Instruction —
From the records below, pull each line that has "React".

>>>>>

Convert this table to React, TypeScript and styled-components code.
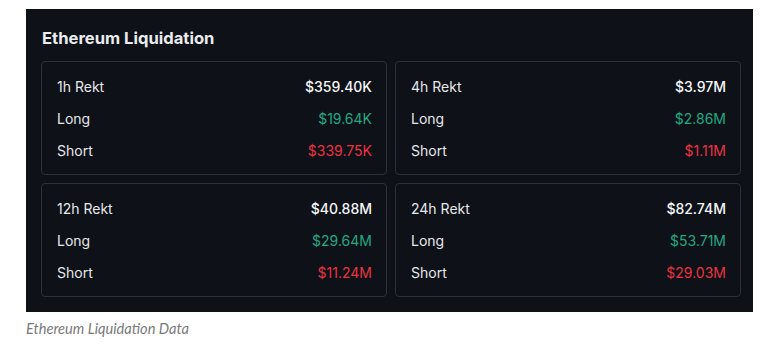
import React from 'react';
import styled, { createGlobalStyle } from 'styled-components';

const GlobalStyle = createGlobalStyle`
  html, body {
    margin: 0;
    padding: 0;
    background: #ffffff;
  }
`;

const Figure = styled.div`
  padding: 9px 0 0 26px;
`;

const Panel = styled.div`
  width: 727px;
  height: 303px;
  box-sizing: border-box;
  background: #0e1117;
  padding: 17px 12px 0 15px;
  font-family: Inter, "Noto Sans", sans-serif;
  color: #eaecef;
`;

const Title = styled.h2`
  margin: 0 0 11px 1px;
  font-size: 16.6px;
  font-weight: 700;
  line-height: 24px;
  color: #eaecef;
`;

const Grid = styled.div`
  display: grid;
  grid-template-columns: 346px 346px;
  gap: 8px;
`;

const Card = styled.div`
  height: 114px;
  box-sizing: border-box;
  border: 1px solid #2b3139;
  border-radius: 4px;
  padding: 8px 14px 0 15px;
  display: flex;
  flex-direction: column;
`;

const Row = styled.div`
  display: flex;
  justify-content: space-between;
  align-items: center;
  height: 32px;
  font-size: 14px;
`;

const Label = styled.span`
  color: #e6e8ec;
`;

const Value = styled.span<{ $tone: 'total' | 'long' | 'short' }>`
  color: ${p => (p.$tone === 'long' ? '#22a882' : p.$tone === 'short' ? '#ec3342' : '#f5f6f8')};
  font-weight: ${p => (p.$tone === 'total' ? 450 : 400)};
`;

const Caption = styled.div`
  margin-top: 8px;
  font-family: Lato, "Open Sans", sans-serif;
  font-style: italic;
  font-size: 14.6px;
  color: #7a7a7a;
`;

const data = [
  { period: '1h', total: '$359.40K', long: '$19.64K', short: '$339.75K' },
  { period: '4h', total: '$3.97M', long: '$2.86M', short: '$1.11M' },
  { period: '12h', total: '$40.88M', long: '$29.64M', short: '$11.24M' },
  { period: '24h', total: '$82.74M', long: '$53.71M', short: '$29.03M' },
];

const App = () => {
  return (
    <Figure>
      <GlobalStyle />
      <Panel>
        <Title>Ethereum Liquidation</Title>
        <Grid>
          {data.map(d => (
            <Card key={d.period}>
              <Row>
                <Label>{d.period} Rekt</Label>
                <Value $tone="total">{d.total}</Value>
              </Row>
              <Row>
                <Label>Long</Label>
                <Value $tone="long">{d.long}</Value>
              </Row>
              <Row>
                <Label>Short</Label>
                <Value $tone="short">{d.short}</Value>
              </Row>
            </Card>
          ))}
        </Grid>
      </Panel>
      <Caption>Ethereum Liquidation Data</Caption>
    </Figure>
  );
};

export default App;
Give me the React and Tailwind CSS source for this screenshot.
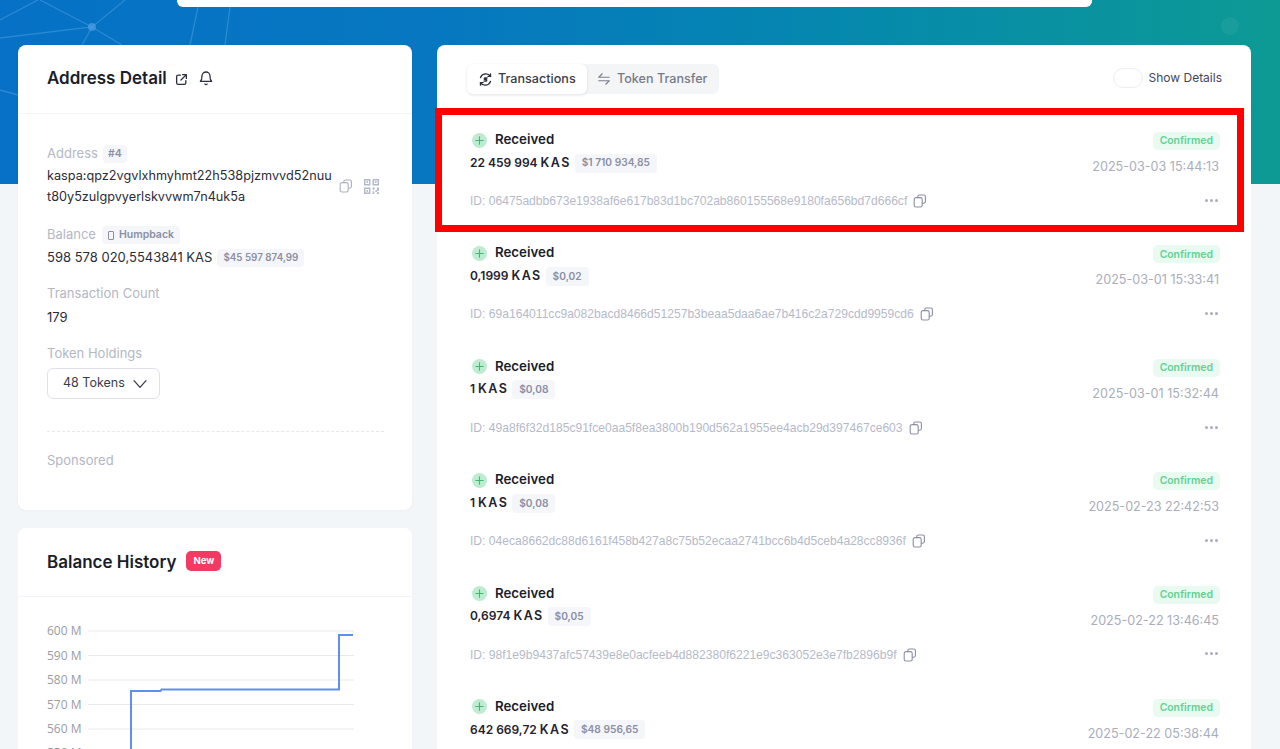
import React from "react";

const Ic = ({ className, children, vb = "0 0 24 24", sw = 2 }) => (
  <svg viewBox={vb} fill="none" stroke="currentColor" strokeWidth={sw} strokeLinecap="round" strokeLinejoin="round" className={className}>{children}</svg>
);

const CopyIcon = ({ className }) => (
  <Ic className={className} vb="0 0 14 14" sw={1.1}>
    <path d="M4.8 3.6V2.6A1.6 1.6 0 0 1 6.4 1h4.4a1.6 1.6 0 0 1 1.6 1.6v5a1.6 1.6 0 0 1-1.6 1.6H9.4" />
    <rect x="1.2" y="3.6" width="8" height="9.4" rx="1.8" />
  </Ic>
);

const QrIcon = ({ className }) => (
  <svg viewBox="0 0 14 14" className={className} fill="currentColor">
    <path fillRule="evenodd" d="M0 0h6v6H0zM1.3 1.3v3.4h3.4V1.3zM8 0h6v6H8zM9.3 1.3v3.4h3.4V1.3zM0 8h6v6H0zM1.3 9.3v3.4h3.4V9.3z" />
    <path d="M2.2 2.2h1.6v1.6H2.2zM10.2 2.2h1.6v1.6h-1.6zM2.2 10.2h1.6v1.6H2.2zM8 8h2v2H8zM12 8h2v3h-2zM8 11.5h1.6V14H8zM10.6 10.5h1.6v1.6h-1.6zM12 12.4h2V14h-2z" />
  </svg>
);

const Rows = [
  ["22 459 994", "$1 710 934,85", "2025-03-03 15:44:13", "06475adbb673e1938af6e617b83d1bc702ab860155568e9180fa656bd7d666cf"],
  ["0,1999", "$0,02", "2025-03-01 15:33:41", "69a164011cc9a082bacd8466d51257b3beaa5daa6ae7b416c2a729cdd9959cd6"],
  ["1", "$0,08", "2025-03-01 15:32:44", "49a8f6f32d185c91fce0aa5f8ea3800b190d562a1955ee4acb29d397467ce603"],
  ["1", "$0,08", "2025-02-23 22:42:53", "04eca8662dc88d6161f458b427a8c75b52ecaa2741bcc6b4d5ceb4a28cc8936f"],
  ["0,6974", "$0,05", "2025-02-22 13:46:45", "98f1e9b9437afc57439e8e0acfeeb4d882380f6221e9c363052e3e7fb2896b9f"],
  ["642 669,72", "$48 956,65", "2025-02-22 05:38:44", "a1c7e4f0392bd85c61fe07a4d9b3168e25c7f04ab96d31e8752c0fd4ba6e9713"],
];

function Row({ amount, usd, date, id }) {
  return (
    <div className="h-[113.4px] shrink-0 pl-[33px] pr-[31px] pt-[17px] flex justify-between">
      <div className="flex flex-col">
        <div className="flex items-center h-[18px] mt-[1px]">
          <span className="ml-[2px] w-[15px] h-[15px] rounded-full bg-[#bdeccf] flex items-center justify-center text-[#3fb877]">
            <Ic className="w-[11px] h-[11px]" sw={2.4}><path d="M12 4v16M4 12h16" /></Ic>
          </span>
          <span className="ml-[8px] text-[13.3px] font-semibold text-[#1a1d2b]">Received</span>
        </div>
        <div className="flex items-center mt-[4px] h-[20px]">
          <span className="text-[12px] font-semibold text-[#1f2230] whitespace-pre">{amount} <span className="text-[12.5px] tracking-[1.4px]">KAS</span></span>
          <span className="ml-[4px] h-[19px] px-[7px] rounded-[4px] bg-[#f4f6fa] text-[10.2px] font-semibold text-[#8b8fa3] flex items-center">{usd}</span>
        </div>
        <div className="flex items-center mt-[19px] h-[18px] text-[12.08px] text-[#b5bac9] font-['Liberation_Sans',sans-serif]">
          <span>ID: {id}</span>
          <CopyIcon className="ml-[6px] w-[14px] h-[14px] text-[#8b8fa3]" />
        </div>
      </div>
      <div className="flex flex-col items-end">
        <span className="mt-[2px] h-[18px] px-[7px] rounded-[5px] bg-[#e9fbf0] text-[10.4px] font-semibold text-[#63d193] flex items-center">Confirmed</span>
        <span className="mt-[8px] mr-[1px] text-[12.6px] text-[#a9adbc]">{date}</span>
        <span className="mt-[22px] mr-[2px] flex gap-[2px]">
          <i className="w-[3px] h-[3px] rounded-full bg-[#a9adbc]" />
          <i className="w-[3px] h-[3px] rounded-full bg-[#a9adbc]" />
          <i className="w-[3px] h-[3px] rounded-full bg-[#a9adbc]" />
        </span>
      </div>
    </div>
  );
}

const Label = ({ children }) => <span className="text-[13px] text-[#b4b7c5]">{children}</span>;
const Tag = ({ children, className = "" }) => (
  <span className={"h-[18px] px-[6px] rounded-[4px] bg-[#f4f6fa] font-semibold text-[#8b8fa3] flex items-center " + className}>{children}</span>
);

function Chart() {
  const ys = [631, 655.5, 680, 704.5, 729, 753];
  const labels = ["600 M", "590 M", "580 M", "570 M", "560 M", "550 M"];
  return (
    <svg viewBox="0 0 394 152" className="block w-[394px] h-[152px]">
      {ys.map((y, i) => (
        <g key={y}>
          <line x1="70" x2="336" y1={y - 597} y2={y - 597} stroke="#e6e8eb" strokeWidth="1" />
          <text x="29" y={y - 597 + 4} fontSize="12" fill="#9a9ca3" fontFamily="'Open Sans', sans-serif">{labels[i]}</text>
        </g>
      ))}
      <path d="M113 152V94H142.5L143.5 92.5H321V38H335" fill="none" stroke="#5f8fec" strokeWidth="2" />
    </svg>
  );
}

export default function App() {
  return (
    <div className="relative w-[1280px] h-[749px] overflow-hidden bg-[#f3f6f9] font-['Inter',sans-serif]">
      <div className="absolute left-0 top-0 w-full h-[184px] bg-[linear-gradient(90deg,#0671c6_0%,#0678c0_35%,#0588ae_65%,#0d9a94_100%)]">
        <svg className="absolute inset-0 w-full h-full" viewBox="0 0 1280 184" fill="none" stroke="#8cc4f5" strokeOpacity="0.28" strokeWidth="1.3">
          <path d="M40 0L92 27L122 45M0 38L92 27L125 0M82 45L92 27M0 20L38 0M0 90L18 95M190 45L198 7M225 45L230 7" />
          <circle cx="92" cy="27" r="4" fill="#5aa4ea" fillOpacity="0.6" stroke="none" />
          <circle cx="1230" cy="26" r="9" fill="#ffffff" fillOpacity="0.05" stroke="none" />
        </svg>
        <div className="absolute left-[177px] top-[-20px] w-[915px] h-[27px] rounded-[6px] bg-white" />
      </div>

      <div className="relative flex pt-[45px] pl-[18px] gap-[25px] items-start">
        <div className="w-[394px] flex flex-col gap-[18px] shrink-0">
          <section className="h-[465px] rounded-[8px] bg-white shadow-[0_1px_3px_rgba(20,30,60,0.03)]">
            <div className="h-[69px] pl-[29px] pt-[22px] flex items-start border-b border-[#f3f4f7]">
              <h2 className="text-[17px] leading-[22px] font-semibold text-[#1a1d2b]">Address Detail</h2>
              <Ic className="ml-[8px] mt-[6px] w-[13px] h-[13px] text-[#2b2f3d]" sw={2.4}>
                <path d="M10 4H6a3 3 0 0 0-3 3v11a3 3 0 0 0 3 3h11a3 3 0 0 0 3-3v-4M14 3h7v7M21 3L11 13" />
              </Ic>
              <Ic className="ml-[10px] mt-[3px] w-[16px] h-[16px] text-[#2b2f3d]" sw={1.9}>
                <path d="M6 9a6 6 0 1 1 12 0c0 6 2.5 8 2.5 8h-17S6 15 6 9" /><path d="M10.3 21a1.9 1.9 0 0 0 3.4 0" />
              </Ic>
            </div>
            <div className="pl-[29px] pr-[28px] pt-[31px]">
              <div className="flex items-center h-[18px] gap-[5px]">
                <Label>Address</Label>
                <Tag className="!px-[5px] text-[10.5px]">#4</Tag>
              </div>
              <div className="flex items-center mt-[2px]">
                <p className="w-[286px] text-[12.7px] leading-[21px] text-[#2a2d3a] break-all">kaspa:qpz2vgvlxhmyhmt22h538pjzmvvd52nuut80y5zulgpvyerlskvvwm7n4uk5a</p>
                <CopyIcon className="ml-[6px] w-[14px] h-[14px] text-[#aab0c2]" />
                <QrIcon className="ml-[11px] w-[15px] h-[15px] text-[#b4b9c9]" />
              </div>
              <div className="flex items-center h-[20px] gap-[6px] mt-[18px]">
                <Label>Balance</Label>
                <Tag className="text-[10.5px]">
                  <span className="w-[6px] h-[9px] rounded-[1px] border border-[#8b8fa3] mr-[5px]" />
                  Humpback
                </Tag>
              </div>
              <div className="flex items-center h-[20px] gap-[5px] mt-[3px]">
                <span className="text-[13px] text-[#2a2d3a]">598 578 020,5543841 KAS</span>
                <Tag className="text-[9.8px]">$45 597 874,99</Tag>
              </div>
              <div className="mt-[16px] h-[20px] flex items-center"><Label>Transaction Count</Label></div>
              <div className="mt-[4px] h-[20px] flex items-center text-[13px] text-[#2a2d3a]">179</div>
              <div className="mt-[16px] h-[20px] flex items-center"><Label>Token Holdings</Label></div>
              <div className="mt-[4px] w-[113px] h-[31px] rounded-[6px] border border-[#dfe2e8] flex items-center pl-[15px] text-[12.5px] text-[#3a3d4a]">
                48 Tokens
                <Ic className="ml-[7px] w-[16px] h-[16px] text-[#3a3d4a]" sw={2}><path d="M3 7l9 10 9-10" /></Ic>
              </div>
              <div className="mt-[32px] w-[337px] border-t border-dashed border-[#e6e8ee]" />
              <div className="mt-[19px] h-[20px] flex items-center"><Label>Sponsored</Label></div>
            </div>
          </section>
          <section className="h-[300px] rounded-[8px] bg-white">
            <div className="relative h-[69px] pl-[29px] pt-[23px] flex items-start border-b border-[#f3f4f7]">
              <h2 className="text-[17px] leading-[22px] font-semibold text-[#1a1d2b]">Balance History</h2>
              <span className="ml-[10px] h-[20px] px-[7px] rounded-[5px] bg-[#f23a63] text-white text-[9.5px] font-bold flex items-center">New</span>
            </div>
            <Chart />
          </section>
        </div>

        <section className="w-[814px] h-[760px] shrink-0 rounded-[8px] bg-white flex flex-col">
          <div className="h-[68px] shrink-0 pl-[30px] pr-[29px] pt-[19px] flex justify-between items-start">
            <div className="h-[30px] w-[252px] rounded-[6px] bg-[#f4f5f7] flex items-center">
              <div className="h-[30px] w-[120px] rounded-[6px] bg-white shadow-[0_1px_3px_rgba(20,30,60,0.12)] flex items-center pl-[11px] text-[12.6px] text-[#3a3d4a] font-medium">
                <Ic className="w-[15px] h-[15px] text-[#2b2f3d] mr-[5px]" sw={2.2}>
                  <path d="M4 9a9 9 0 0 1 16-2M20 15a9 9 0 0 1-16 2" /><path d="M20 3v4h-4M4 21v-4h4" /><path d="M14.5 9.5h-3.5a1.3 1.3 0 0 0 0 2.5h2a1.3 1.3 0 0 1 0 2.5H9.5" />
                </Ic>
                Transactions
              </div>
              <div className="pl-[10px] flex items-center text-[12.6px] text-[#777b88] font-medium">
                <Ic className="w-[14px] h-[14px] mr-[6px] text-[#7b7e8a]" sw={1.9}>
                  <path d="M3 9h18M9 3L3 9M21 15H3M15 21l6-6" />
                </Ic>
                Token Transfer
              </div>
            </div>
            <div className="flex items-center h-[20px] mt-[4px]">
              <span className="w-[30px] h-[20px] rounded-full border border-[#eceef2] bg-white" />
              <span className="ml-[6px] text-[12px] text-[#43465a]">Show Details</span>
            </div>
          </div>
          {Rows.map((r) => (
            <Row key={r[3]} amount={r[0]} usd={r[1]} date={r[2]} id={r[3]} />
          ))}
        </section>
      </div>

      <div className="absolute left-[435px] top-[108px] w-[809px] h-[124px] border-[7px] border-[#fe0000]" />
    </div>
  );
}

<<<<<

Solution to this exercise —
Convert this table to React, TypeScript and styled-components code.
import React from 'react';
Give me the React and Tailwind CSS source for this screenshot.
import React from "react";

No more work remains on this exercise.